Pierre Ouedraogo, une figure majeure de la Révolution burkinabè est décédé le 13 juillet 2023. Pour lui rendre hommage nous publions ici l’hommage que lui a rendu Merneptah Noufou Zougmoré. Vous trouverez aussi une petite vidéo réalisée, à cette occasion, par le service des archives de la RTB (radio télévision burkinabé), qui rassemble quelques extraits de ses interventions pendant la Révolution.

En complément nous vous proposons l’émission Tribune du 17 octobre 2021 sur Omega TV, consacré à Pierre Ouédraogo, interrogé par Ouézen Louis Oulon. Cette émission est d’autant plus intéressante que Pierre Ouedraogo ne s’était jamais exprimé pendant toute la période ou Blaise Compaoré a dirigé le pays, et assez peu depuis.

La Rédaction du site


 

Vers la fin des années 1970, pendant que le ROC au sein de l’armée Voltaïque préparait la Révolution. Thomas Sankara quittait clandestinement son unité de Pô pour les réunions secrètes avec ses camarades à Ouagadougou. Quand il arrivait dans la capitale, c’est Pierre Ouédraogo qui le conduisait. Il jouait également le rôle de garde pendant le temps qu’il restait avec les militaires à acquis à la cause qui se préparait. Par son entregent, le commandant des parachutistes de Pô parvenait à quitter Ouagadougou sans trop se risquer au milieu de la nuit ou très tôt le matin pour rejoindre le Centre national d’entrainement commando (CNEC) sans encombre. Sous le Comité militaire de redressement pour le progrès national (CMRPN), pendant que le régime était traversé par une crise, à son corps défendant le colonel Saye Zerbo convoque l’assemblée générale du Conseil des forces armées voltaïque (CFAV). A ce rendez-vous d’échange houleux, Pierre va s’illustrer dans le débat par des propos qui contestent les agissements aux antipodes de l’éthique militaire et de la gestion de l’Etat par les colonels aux manettes. Parfois il était même interpellé par ses aînés qui avaient le même point de vue que lui sur son ton et la colère mal maîtrisée à l’assemblée qui connaissait les affaires sur les difficultés au sein de la grande muette à cette période. Mais auparavant l’arrivé des colonels au pouvoir le 25 novembre 1980 va compliquer la tâche à Pierre Ouédraogo. Le CMRPN gagne la sympathie de quelques jeunes officiers qui militaient dans le groupe dirigé par Thomas Sankara. Certains occupent les strapontins ministériels. Comment faire pour continuer à agir clandestinement avec la défection de ces camarades qui sont allés prendre les postes dans le nouveau régime ? La courroie de transmission qu’il était va travailler avec Thomas Sankara et les autres restés fidèles au projet de la Révolution pour la continuité des activités cachées.

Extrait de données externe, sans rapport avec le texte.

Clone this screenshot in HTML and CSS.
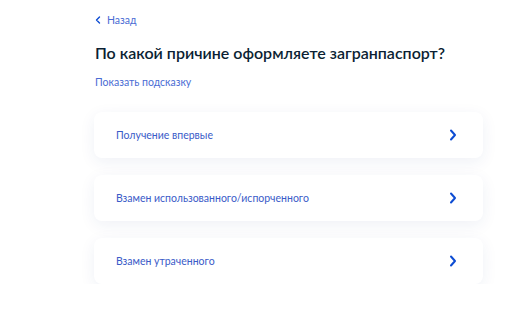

Cet élément important du changement qualitatif et quantitatif qui se préparait va s’absenter pendant quelques temps pour des raisons de stages en Europe mais il va continuer à interagir avec le groupe. C’est après le triomphe du 4 Août 1983 que le peuple Burkinabè va le découvrir. Dès la nuit du 4 Août, au cours de la déclaration qui actait la victoire de la gauche, Thomas Sankara appelait les voltaïques à se constituer en comité de défense de la Révolution (CDR). Une organisations membres du Conseil national de la Révolution (CNR), le nouveau pouvoir, le Parti Africain de l’indépendance (PAI) à travers Soumane Touré va vouloir prendre le contrôle des CDR mais Thomas Sankara préfère un compagnon militaire à la tête de la direction des structures populaires. Pierre Ouédraogo est nommé à la tête du secrétariat général national des CDR au moment où les activités des CDR n’était pas régi par les textes. On va commettre plus tard l’écriture des statuts à quelques cadres. Dans l’équipe en charge de la rédaction des statuts il y avait Sidiki Daniel Traoré, Hien Kilmité, l’ambassadeur Bassirou Sanogo et bien d’autres.

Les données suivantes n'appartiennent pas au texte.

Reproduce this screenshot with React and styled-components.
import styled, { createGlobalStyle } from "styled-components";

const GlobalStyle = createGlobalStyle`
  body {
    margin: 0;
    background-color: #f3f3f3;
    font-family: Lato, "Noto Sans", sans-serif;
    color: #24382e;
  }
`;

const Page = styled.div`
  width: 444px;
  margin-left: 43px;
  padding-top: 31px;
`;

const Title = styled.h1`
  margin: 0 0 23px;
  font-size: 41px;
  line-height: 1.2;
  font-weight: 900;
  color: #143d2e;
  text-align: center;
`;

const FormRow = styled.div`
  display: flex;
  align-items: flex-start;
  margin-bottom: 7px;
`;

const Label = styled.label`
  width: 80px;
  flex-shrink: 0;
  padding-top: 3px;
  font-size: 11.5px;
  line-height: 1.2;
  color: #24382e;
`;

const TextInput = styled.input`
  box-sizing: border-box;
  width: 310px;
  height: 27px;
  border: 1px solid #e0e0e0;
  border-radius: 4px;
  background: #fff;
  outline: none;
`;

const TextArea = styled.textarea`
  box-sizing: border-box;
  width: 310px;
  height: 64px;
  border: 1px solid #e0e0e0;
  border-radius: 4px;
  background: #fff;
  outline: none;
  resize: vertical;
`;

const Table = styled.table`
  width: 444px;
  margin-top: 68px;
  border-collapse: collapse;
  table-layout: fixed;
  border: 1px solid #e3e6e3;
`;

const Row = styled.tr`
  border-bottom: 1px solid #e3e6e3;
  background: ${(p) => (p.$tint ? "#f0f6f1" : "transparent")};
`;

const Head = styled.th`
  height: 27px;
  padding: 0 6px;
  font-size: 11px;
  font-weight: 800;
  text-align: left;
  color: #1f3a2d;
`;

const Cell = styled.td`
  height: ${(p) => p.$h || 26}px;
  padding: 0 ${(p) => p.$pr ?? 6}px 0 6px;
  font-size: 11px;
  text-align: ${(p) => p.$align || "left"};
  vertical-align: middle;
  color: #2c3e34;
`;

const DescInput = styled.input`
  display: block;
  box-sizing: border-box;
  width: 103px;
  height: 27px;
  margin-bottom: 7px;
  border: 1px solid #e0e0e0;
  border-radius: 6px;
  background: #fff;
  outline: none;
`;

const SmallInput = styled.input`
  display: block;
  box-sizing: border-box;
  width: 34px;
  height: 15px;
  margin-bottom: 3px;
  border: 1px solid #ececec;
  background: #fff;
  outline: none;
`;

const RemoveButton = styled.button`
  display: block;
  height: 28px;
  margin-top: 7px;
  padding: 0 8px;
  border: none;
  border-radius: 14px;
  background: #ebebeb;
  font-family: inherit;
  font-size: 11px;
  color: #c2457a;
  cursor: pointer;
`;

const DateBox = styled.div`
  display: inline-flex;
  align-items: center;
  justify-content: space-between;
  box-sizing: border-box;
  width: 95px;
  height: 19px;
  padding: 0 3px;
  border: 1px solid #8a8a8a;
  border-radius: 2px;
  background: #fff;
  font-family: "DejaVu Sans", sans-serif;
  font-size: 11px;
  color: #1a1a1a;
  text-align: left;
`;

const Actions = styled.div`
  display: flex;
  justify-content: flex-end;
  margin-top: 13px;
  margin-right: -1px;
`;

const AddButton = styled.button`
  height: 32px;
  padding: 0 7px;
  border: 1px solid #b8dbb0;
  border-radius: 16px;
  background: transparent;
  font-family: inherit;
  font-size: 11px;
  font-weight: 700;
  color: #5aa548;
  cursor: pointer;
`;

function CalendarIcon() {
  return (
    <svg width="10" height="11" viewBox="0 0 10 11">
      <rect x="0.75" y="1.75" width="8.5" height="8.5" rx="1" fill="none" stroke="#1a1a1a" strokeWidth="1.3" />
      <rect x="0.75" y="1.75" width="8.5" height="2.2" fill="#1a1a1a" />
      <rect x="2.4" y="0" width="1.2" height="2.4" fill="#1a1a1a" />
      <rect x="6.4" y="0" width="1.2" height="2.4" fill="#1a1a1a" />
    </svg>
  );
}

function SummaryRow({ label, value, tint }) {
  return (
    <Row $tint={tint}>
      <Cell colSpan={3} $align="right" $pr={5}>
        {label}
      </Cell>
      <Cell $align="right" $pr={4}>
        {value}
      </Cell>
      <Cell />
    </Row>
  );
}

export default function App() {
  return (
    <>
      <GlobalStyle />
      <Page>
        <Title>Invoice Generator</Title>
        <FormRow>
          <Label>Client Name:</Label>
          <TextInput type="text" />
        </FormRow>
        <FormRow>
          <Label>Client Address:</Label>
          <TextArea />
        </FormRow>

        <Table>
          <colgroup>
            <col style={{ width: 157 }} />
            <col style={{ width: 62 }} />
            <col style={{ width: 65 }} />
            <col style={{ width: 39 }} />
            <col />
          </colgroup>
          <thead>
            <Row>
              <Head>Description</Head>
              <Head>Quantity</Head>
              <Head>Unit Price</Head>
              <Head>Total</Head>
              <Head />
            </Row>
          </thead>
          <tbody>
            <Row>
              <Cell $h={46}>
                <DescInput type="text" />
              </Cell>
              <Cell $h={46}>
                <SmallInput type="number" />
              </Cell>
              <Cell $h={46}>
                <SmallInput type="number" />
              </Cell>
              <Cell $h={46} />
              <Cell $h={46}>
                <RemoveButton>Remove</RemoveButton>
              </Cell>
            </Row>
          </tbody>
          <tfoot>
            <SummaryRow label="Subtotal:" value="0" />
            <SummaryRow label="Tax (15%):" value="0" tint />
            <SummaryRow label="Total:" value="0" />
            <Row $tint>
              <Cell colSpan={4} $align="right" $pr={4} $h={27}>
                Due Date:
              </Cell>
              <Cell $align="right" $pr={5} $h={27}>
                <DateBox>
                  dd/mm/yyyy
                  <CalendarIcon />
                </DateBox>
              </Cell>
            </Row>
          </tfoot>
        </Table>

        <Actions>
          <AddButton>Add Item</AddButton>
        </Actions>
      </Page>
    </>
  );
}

Dans l’environnement d’août 83 j’avais une dizaine d’années. La première fois que j’ai vu Pierre Ouédraogo, c’était lors des travaux d’intérêt commun dans un quartier précaire qui s’appelait antenne ville pour des raisons de proximité avec le centre émetteur de Gounghin. Les habitants avaient décidé de se procurer de l’eau potable en se connectant des installations de la nationale de l’eau qui était à quelques Kilomètres. Il fallait creuser un trou pour poser les tuyaux. C’est à cette activité dont s’attelait les militants que Pierre Ouédraogo SG des CDR et Henri Zongo, Ministre des Sociétés d’états (le ministère va changer de dénomination après pour s’appeler promotion économique) sont descendus au lieu. Ils ont tenu un langage de mobilisation aux bénévoles d’un week-end avant de prendre congé. La seconde fois, c’est quand le CNR a décrété une journée marché pour les hommes pour permettre aux conjoints du touché du doigt la réalité des quotidiens des femmes dans les marchés et l’argent de popotes qui leurs sont servies. C’est à cette occasion également que je l’ai vu au marché de Gounghin. Il tenait son panier entouré de ses gardes de corps. Pierre était à cette époque un bel homme au teint clair. Il ne pouvait pas passer inaperçu. C’est ce que je retiens de l’image de ce fringant jeune officier de cette période révolutionnaire.

Les années Révolution, c’était aussi l’ambiance au secrétariat général national des CDR. Les grandes manifestations étaient ponctuées par l’animation de l’équipe d’animation du secrétariat général national des CDR avec des chants révolutionnaires ou des dénonciations. Pour illustrer, c’est ce chant sur les TPR en mooré. « Maison du peuple TPR, Maison du peuple tribunal, ou sont vos pièces justificatives, il n’y a pas de papiers pour justifier. Alors vous avez détourné, il n’y a pas à discuter. » Dans le cadre toujours de ses activités, sous son magistère, à l’Université de Ouagadougou, il n’a pas manqué d’adversité entre les étudiants CDR et une ancienne organisation syndicale estudiantine. Bien qu’étant d’une même grande famille politico-idéologique, les CDR et l’Association nationale des étudiants Burkinabè (ANEB) ne se sont pas faits des cadeaux. Pierre Ouédraogo expliquait à l’émission Tribune de Ouezin Louis Oulon à Omega TV (voir les deux vidéos de l’émission ci-dessous à la fin de l’article) qu’il n’avait jamais été d’accord pour les violations des franchises universitaires. Il ajoutait qu’il préparait les nouveaux bacheliers qui se sont illustrés dans l’engagement au lycée pour affronter le débat idéologique sur le campus. Pendant son séjour à l’Université de Dakar lié à un incident de parcours, il avait milité à l’Association des scolaires voltaïque (ASV). Pour cette raison, il connaissait les méthodes des adversaires de l’ANEB et préparait ses troupes en conséquence pour les joutes sur le campus de Zogona.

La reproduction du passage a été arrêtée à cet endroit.